Unsolicited amendments, which are either delaying (Tier 1) or non-delaying (Tier 2), are submitted on an applicant’s own initiative and not in response to a CR letter. As FDA explains, “[d]elaying amendments address actions by a third party that would cause delay or impede application review or approval timing and that were not a factor at the time of submission. ” Thus, for example, “if a [citizen petition] requests certain [bioequivalence] data be submitted to support an ANDA for a particular drug product and FDA grants that petition, an ANDA applicant may submit the [bioequivalence] data reflected in the [citizen petition] response prior to FDA’s request of the data from the ANDA applicant.” In contrast, non-delaying amendments “are unsolicited amendments that contain information that is not requested by FDA and is not the result of changes to the RLD or USP monograph, changes to the RLD labeling, a REMS and REMS modification, or generic approval requirements reflected in citizen petition responses issued by FDA.” Finally, administrative amendments “are routine in nature and do not require scientific review.” They do not fall within the tier matrix, and therefore do not affect GDUFA action dates.
The draft guidance also provides instructions for applicants that want to challenge FDA’s classification of an amendment by requesting reconsideration:
- “If an applicant is requesting reconsideration of a CR amendment, the applicant will submit a written request for a post-CR-letter meeting within 10 business days from issuance of the CR letter. . . . The division will issue a decision about the request for reconsideration and notify the applicant of the decision within 10 business days from the date of the meeting.”
- “If an applicant wishes to request reconsideration of a change in classification that occurred after submission of the applicant’s CR amendment, the applicant should submit a request for reconsideration within 10 business days from issuance of the goal letter. . . . The division will notify the applicant of the decision within 10 business days from the date the request for reconsideration was received.”

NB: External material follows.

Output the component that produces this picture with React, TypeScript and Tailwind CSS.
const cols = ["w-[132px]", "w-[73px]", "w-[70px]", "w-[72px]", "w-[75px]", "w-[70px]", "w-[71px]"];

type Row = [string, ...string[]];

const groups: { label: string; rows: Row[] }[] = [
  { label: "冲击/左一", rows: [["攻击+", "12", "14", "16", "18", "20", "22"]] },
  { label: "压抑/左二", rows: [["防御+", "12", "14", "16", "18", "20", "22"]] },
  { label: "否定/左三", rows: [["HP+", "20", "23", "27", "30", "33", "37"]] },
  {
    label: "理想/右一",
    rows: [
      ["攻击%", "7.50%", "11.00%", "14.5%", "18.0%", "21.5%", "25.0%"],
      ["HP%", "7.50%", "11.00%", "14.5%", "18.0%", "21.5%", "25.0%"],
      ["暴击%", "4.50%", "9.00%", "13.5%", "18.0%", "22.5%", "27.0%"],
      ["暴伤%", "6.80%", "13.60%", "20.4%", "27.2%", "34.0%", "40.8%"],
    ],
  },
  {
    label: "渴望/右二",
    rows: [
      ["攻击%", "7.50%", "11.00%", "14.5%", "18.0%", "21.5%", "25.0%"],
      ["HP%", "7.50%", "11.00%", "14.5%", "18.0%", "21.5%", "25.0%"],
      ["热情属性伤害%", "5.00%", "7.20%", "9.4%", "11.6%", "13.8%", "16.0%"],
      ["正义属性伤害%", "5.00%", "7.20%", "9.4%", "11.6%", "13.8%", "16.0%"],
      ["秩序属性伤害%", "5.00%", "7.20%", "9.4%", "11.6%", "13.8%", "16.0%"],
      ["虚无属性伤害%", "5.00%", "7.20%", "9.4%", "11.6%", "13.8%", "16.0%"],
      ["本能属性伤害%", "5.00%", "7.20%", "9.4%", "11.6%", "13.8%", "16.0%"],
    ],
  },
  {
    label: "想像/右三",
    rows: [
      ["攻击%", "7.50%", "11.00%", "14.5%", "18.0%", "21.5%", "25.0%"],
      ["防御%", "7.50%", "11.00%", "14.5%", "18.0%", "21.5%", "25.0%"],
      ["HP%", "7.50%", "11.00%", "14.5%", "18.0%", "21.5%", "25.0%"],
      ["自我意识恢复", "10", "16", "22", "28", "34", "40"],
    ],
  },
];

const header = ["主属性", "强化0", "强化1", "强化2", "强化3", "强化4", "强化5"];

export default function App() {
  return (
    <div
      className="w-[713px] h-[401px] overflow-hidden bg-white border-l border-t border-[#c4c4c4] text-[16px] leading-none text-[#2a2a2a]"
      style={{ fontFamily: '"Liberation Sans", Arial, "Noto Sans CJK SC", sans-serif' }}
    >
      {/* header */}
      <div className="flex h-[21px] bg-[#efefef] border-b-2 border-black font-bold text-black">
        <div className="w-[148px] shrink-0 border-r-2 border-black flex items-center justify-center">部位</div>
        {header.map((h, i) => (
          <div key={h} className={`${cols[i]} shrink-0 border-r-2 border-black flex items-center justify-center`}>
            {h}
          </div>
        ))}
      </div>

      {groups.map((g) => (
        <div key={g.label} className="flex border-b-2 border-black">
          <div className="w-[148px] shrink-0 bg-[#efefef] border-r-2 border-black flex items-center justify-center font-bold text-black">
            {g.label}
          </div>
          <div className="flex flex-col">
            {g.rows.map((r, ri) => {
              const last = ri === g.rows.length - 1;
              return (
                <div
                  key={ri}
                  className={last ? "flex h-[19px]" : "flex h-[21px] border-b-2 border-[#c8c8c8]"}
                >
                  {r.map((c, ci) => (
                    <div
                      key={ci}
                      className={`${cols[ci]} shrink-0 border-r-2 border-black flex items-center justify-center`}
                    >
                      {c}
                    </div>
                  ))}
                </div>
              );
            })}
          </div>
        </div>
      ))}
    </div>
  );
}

ANDA Submissions – Prior Approval Supplements Under GDUFA: This draft guidance, which should be read in conjunction with the first draft guidance, addresses various topics in relation to PASs to approved ANDAs, including how the GDUFA performance metric goals apply to a PAS subject to the refuse-to-receive standards, a PAS that requires (or does not require) an inspection, and PAS amendments. (It bears noting that the statutory and regulatory criteria for submitting information to an ANDA as a PAS – or as a changes being effected supplement, or as an annual reportable change – based on a major, moderate, or minor change were not altered by GDUFA. These reporting criteria should not be confused with FDA’s categorization of amendments as major or minor.)

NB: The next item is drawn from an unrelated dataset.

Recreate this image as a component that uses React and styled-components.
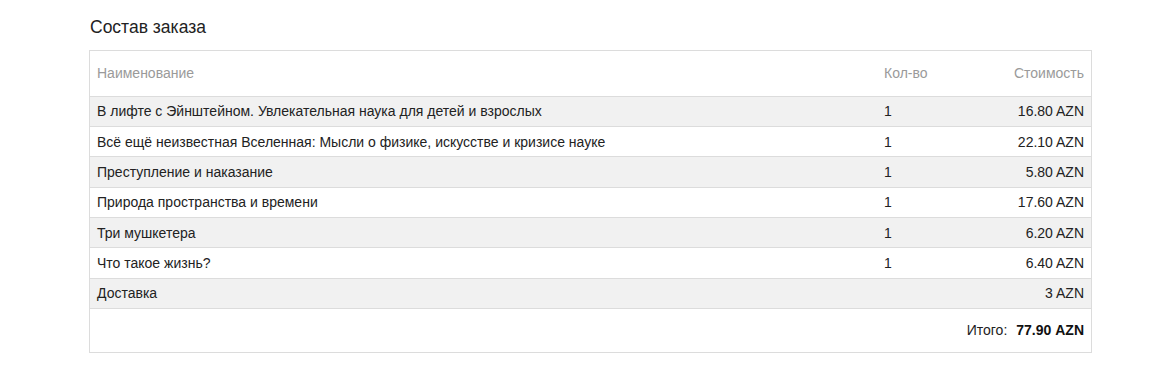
import React from 'react'
import styled, { createGlobalStyle } from 'styled-components'

const Global = createGlobalStyle`
  body {
    margin: 0;
    background: #fff;
    font-family: "Liberation Sans", Arial, sans-serif;
    color: #333;
  }
`

const Page = styled.div`
  padding: 18px 79px 0 89px;
  width: 1003px;
`

const Title = styled.h3`
  margin: 0 0 13px 1px;
  font-size: 17.5px;
  font-weight: normal;
  line-height: 19px;
  color: #222;
`

const Box = styled.div`
  border: 1px solid #dcdcdc;
`

const Row = styled.div`
  display: grid;
  grid-template-columns: 1fr 115px 101px;
  align-items: center;
  height: ${p => p.$h || '30.33px'};
  box-sizing: border-box;
  border-bottom: ${p => (p.$last ? 'none' : '1px solid #dcdcdc')};
  background: ${p => (p.$striped ? '#f1f1f1' : '#fff')};
  font-size: 14px;
  color: ${p => (p.$head ? '#9a9a9a' : '#222')};
`

const Cell = styled.div`
  padding: 0 7px 0 ${p => (p.$qty ? '9px' : '7px')};
  white-space: nowrap;
  text-align: ${p => (p.$right ? 'right' : 'left')};
  grid-column: ${p => p.$span || 'auto'};
`

const Total = styled.b`
  margin-left: 9px;
  color: #111;
`

const items = [
  ['В лифте с Эйнштейном. Увлекательная наука для детей и взрослых', 1, '16.80 AZN'],
  ['Всё ещё неизвестная Вселенная: Мысли о физике, искусстве и кризисе науке', 1, '22.10 AZN'],
  ['Преступление и наказание', 1, '5.80 AZN'],
  ['Природа пространства и времени', 1, '17.60 AZN'],
  ['Три мушкетера', 1, '6.20 AZN'],
  ['Что такое жизнь?', 1, '6.40 AZN'],
]

export default function App() {
  return (
    <>
      <Global />
      <Page>
        <Title>Состав заказа</Title>
        <Box>
          <Row $head $h="45.7px">
            <Cell>Наименование</Cell>
            <Cell $qty>Кол-во</Cell>
            <Cell $right>Стоимость</Cell>
          </Row>
          {items.map((it, i) => (
            <Row key={i} $striped={i % 2 === 0}>
              <Cell>{it[0]}</Cell>
              <Cell $qty>{it[1]}</Cell>
              <Cell $right>{it[2]}</Cell>
            </Row>
          ))}
          <Row $striped>
            <Cell>Доставка</Cell>
            <Cell $qty></Cell>
            <Cell $right>3 AZN</Cell>
          </Row>
          <Row $last $h="43px">
            <Cell $span="1 / 4" $right>
              Итого:<Total>77.90 AZN</Total>
            </Cell>
          </Row>
        </Box>
      </Page>
    </>
  )
}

Most ANDA sponsors have experienced at some point in time a delay in the approval of a submissions to FDA because of an “expired” inspection. But FDA explains in the draft guidance that in some cases the Agency will cut sponsors some slack:
FDA intends to continue the practice of using a risk-based assessment in determining the need for an inspection, guided by a 2-year cycle for finished dosage product sites and a 3-year cycle for API sites and consideration of the type of finished product or API in the application. Practically, this means that in making decisions about pending supplemental applications for which FDA does not have current inspection information within the time period indicated, FDA may use previous FDA inspection information and/or use inspection information from another regulatory authority as appropriate. If FDA determines that an actual inspection is not required, the goal date would be revised from 10 months to 6 months.

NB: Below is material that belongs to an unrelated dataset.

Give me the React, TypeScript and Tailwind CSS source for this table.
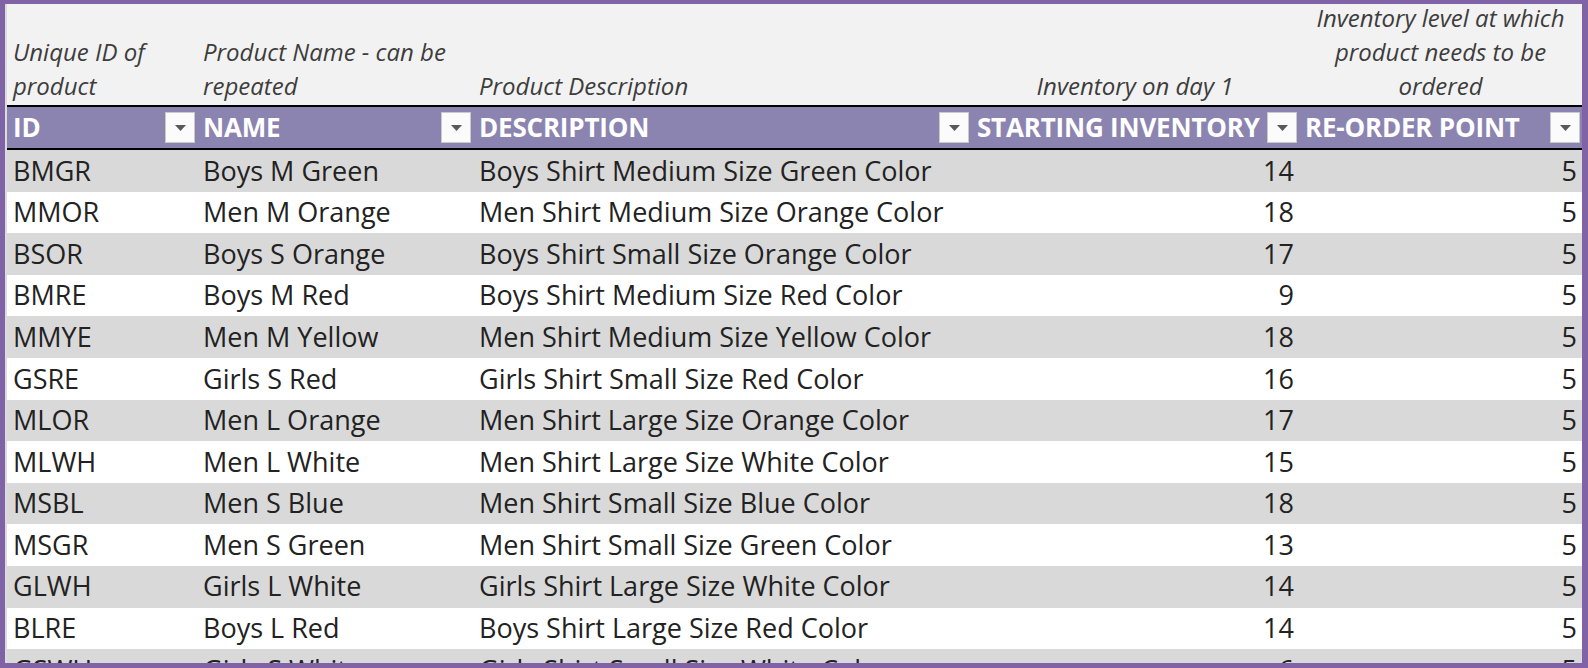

The draft guidance also explains FDA’s approach to so-called “grouped supplements” – i.e., “multiple supplements (typically five or more) submitted to ANDAs by a single applicant for the same chemistry, manufacturing, and controls (CMC) change to each application.” FDA says that each supplement in the group is considered an indivdual submission assessed a separate PAS user fee (with generally the same GDUFA goal date). Alternatively, an ANDA sponsor may want to consider submitting a PAS with a comparability protocol outlining the change and the support for it. “Once the PAS is approved, the agreed-upon reporting category could be used. Thus, at the time the PAS containing the comparability protocol is approved, FDA can designate, where appropriate, a reduced reporting category for future reporting of changes covered by the approved comparability protocol (e.g., from a PAS to a CBE-30 supplement).” This means that while the GDUFA performance metric goals and applicable user fees would apply to the initial PAS, they would not apply to future supplements submitted under the reduced reporting category. What a deal (or not), depending on what’s more important to you – time or money. (Though time is money, no?)